History & Natural Features
Wolf Run State Park is located near the town of Caldwell in Noble County, the last of the 88 counties formed within Ohio. In 1795, the Treaty of Greenville was signed ending the Indian threat in this part of Ohio paving the way for settlement. The first settlers to the area were New Englanders traveling by way of Marietta, Ohio up the valley of Duck Creek from the Ohio River into what is now Noble County.
Agriculture, livestock and profitable industries born of the many mineral resources of the area provided a living for the settlers. Coal, iron ore, building stone, petroleum and salt were plentiful. Oil was accidentally discovered near Caldwell in 1814 when Robert McKee began drilling a well to obtain brine. At the depth of 475 feet, a crevice was struck containing oil. At first considered a nuisance, the true value of the oil was eventually realized and derricks soon lined the valley of Duck Creek. Oil prices declined drastically during the Civil War bringing an end to major drilling efforts in the area.
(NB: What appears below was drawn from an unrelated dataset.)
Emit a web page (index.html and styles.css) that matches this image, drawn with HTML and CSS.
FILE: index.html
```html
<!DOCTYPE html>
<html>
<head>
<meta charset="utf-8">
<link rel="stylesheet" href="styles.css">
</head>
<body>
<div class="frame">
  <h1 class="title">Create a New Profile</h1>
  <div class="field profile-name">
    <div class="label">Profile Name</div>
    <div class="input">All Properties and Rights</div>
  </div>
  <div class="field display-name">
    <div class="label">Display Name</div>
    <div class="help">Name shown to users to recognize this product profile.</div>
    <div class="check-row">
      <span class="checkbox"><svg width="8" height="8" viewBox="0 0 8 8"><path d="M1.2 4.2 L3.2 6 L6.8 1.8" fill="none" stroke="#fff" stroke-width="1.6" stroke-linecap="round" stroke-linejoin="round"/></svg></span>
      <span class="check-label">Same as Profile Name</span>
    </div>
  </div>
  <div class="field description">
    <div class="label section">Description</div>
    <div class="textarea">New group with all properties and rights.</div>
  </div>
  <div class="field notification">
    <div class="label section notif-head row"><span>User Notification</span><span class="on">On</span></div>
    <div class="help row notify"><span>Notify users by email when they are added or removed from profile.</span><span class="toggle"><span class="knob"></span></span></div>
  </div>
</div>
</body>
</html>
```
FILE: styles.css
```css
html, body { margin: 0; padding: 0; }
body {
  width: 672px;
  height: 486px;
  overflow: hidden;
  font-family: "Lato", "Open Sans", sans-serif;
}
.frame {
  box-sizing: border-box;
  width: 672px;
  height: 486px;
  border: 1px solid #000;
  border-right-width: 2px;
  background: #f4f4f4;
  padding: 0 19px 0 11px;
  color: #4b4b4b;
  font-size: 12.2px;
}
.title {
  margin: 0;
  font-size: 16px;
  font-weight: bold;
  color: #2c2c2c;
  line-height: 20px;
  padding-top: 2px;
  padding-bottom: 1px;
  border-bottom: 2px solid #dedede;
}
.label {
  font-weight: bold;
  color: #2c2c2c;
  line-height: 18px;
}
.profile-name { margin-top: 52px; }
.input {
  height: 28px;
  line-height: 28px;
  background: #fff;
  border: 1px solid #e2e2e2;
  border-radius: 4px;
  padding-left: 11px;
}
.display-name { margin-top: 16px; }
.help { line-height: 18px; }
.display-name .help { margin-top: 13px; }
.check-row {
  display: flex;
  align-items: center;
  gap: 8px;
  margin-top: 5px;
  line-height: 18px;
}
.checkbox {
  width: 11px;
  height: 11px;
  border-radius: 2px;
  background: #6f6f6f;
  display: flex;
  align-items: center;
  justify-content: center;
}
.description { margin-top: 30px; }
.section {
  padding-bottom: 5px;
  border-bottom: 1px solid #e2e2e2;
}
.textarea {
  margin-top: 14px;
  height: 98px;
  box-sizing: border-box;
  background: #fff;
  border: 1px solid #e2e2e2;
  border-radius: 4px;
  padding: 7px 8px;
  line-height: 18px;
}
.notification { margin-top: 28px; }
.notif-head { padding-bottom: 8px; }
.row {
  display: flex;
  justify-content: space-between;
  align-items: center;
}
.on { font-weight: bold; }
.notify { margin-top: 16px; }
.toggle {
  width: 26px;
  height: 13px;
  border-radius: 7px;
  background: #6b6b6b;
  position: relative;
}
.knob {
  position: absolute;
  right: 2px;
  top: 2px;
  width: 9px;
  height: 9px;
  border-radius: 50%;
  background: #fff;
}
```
Land acquisition for the park began in 1963. Construction of the dam and spillway for the lake was complete in 1966 as part of the West Fork Duck Creek Watershed Project. The 1,338-acre facility including the 220-acre lake was officially dedicated as a state park in 1968. The park received its name from the Wolf family, the first to settle in the area.
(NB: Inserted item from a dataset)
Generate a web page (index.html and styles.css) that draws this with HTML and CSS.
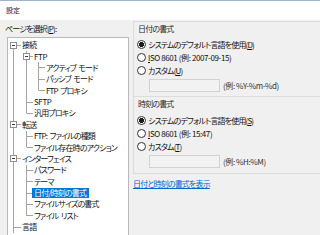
FILE: index.html
```html
<!DOCTYPE html>
<html lang="ja">
<head>
<meta charset="utf-8">
<title>設定</title>
<link rel="stylesheet" href="styles.css">
</head>
<body>
<div class="window">
  <div class="titlebar">設定</div>
  <div class="content">
    <div class="left">
      <div class="page-label">ページを選択(<u>P</u>):</div>
      <div class="tree">
        <div class="row"><span class="g x down"><span class="box"></span></span><span class="text">接続</span></div>
        <div class="row"><span class="g v"></span><span class="g x both"><span class="box"></span></span><span class="text lat">FTP</span></div>
        <div class="row"><span class="g v"></span><span class="g v"></span><span class="g t"></span><span class="text">アクティブ モード</span></div>
        <div class="row"><span class="g v"></span><span class="g v"></span><span class="g t"></span><span class="text">パッシブ モード</span></div>
        <div class="row"><span class="g v"></span><span class="g v"></span><span class="g l"></span><span class="text">FTP プロキシ</span></div>
        <div class="row"><span class="g v"></span><span class="g t"></span><span class="text lat">SFTP</span></div>
        <div class="row"><span class="g v"></span><span class="g l"></span><span class="text">汎用プロキシ</span></div>
        <div class="row"><span class="g x both"><span class="box"></span></span><span class="text">転送</span></div>
        <div class="row"><span class="g v"></span><span class="g t"></span><span class="text">FTP: ファイルの種類</span></div>
        <div class="row"><span class="g v"></span><span class="g l"></span><span class="text">ファイル存在時のアクション</span></div>
        <div class="row"><span class="g x both"><span class="box"></span></span><span class="text">インターフェイス</span></div>
        <div class="row"><span class="g v"></span><span class="g t"></span><span class="text">パスワード</span></div>
        <div class="row"><span class="g v"></span><span class="g t"></span><span class="text">テーマ</span></div>
        <div class="row"><span class="g v"></span><span class="g t"></span><span class="text selected">日付/時刻の書式</span></div>
        <div class="row"><span class="g v"></span><span class="g t"></span><span class="text">ファイルサイズの書式</span></div>
        <div class="row"><span class="g v"></span><span class="g l"></span><span class="text">ファイル リスト</span></div>
        <div class="row"><span class="g t"></span><span class="text">言語</span></div>
      </div>
    </div>
    <div class="right">
      <div class="group">
        <div class="legend">日付の書式</div>
        <div class="options">
          <div class="radio-row"><span class="radio checked"></span><span>システムのデフォルト言語を使用(<u>D</u>)</span></div>
          <div class="radio-row"><span class="radio"></span><span class="lat"><u>I</u>SO 8601 (例: 2007-09-15)</span></div>
          <div class="radio-row"><span class="radio"></span><span>カスタム(<u>U</u>)</span></div>
        </div>
        <div class="custom-row"><span class="input"></span><span class="example lat">(例: %Y-%m-%d)</span></div>
      </div>
      <div class="group group-time">
        <div class="legend">時刻の書式</div>
        <div class="options">
          <div class="radio-row"><span class="radio checked"></span><span>システムのデフォルト言語を使用(<u>S</u>)</span></div>
          <div class="radio-row"><span class="radio"></span><span class="lat"><u>I</u>SO 8601 (例: 15:47)</span></div>
          <div class="radio-row"><span class="radio"></span><span>カスタム(<u>T</u>)</span></div>
        </div>
        <div class="custom-row"><span class="input"></span><span class="example lat">(例: %H:%M)</span></div>
      </div>
      <a class="link" href="#">日付と時刻の書式を表示</a>
    </div>
  </div>
</div>
</body>
</html>
```
FILE: styles.css
```css
:root {
  --ln: #a3a3a3;
}
* { box-sizing: border-box; }
html, body {
  margin: 0;
  padding: 0;
}
body {
  width: 320px;
  height: 235px;
  overflow: hidden;
  background: #f0f0f0;
  font-family: "Noto Sans CJK JP", "Noto Sans", sans-serif;
  font-size: 8px;
  font-feature-settings: "palt";
  letter-spacing: -0.85px;
  color: #111;
}
.lat { letter-spacing: -0.4px; }
.window {
  width: 320px;
  height: 235px;
  overflow: hidden;
}
.titlebar {
  height: 20px;
  background: #fff;
  border-top: 1px solid #9fb4c9;
  padding-left: 6px;
  font-size: 7px;
  letter-spacing: 0;
  line-height: 18px;
  color: #222;
}
.content {
  display: flex;
  align-items: flex-start;
}
.left {
  flex: 0 0 133px;
}
.page-label {
  margin: 3px 0 0 5px;
  height: 12px;
  line-height: 12px;
}
.page-label u, .radio-row u { text-decoration: underline; text-underline-offset: 1px; }
.tree {
  margin: 2px 0 0 7px;
  width: 122px;
  height: 220px;
  background: #fff;
  border: 1px solid #b9b9b9;
  padding-top: 1.5px;
}
.row {
  display: flex;
  height: 11.375px;
}
.g {
  flex: 0 0 12px;
  height: 100%;
}
.row > .g:first-child { flex-basis: 13px; }
.g.v {
  background: linear-gradient(var(--ln), var(--ln)) 5px 0 / 1px 100% no-repeat;
}
.g.t {
  background:
    linear-gradient(var(--ln), var(--ln)) 5px 0 / 1px 100% no-repeat,
    linear-gradient(var(--ln), var(--ln)) 6px 50% / 100% 1px no-repeat;
}
.g.l {
  background:
    linear-gradient(var(--ln), var(--ln)) 5px 0 / 1px 50% no-repeat,
    linear-gradient(var(--ln), var(--ln)) 6px 50% / 100% 1px no-repeat;
}
.g.x {
  display: flex;
  align-items: center;
  padding-left: 2px;
}
.g.x.down {
  background:
    linear-gradient(var(--ln), var(--ln)) 5px 100% / 1px 50% no-repeat,
    linear-gradient(var(--ln), var(--ln)) 6px 50% / 100% 1px no-repeat;
}
.g.x.both {
  background:
    linear-gradient(var(--ln), var(--ln)) 5px 0 / 1px 100% no-repeat,
    linear-gradient(var(--ln), var(--ln)) 6px 50% / 100% 1px no-repeat;
}
.box {
  width: 7px;
  height: 7px;
  border: 1px solid #8e8f8f;
  background: linear-gradient(#3a3a3a, #3a3a3a) center / 3px 1px no-repeat, #fff;
}
.text {
  align-self: center;
  padding: 0 1px;
  height: 10px;
  line-height: 10px;
  white-space: nowrap;
  word-spacing: 1.5px;
}
.text.selected {
  margin-left: -1px;
  padding: 0 3px 0 2px;
  background: #0078d7;
  color: #fff;
}
.right {
  flex: 0 0 220px;
  margin-top: 1px;
}
.group {
  border: 1px solid #dcdcdc;
  padding: 1px 0 4px 3px;
}
.group + .group { margin-top: -1px; }
.legend {
  margin-left: 1px;
  height: 12px;
  line-height: 12px;
  color: #2a2a2a;
}
.options {
  margin-top: 3px;
}
.group-time .options { margin-top: 4px; }
.group-time { padding-bottom: 5px; }
.radio-row {
  display: flex;
  align-items: center;
  height: 13px;
  white-space: nowrap;
}
.radio {
  flex: 0 0 9px;
  height: 9px;
  border: 1px solid #333;
  border-radius: 50%;
  background: #fff;
  margin-right: 2px;
}
.radio.checked {
  background: radial-gradient(circle, #1c1c1c 0 2.3px, #fff 2.8px);
}
.custom-row {
  display: flex;
  align-items: center;
  margin-top: 2px;
  padding-left: 12px;
}
.input {
  width: 71px;
  height: 13px;
  border: 1px solid #d2d2d2;
  background: #f2f2f2;
}
.example {
  margin-left: 3px;
  color: #333;
}
.link {
  display: inline-block;
  margin-top: 4px;
  height: 12px;
  line-height: 12px;
  color: #0066cc;
  text-decoration: underline;
}
```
Wolf Run State Park is nestled in the heart of the unglaciated Appalachian Plateau of southeastern Ohio. The hills in the park region remained untouched by the glacial advances that passed over much of the state more than 12,000 years ago. Nevertheless, meltwater from the vast sheets of ice helped to permanently alter the topography of the area. Stream flow was greatly increased, hastening the cutting of valleys and creating the rugged terrain so prevalent today. The predominant bedrock in the Wolf Run region is sandstone deposited during the Pennsylvanian period, with alternating layers of coal, clay, shale, and thin limestone.
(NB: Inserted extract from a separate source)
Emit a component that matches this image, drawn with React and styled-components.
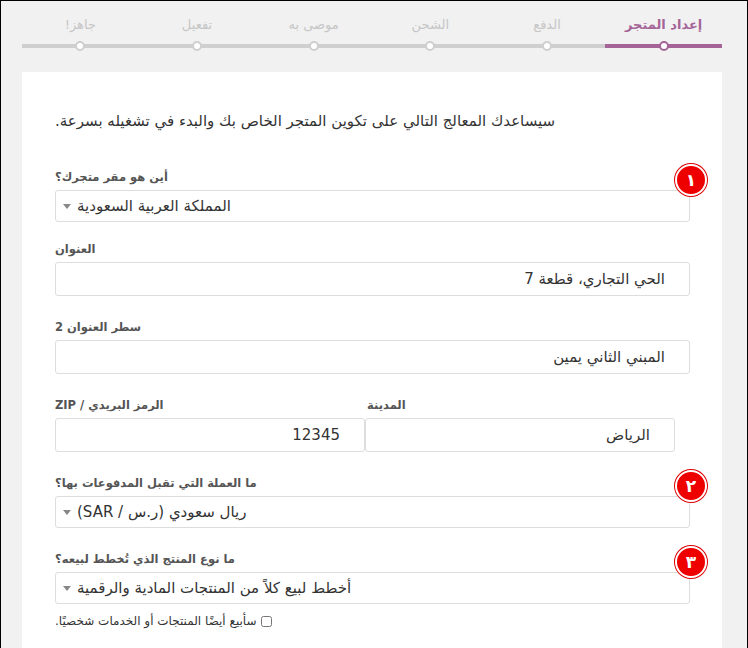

The Wolf Run area has been dramatically changed as original forests were cleared by the axes of early settlers and replaced with farms and villages. Since then, much of the forest has regrown and now covers 70 percent of the region. This second-growth forest is mixed mesophytic, meaning that there are several dominant tree species. White and red oak, tulip tree, sugar maple, beech and wild black cherry are easily found. The area also boasts diverse plant populations, such as ferns, clubmosses, mosses, algae, fungi and lichens, which are also characteristics of mesophytic forests. Deer, gray squirrels, raccoons, skunks, weasels, bats, black rat snakes, box turtles, wild turkey, ruffed grouse and great horned owls are among the many animals that make this area their home.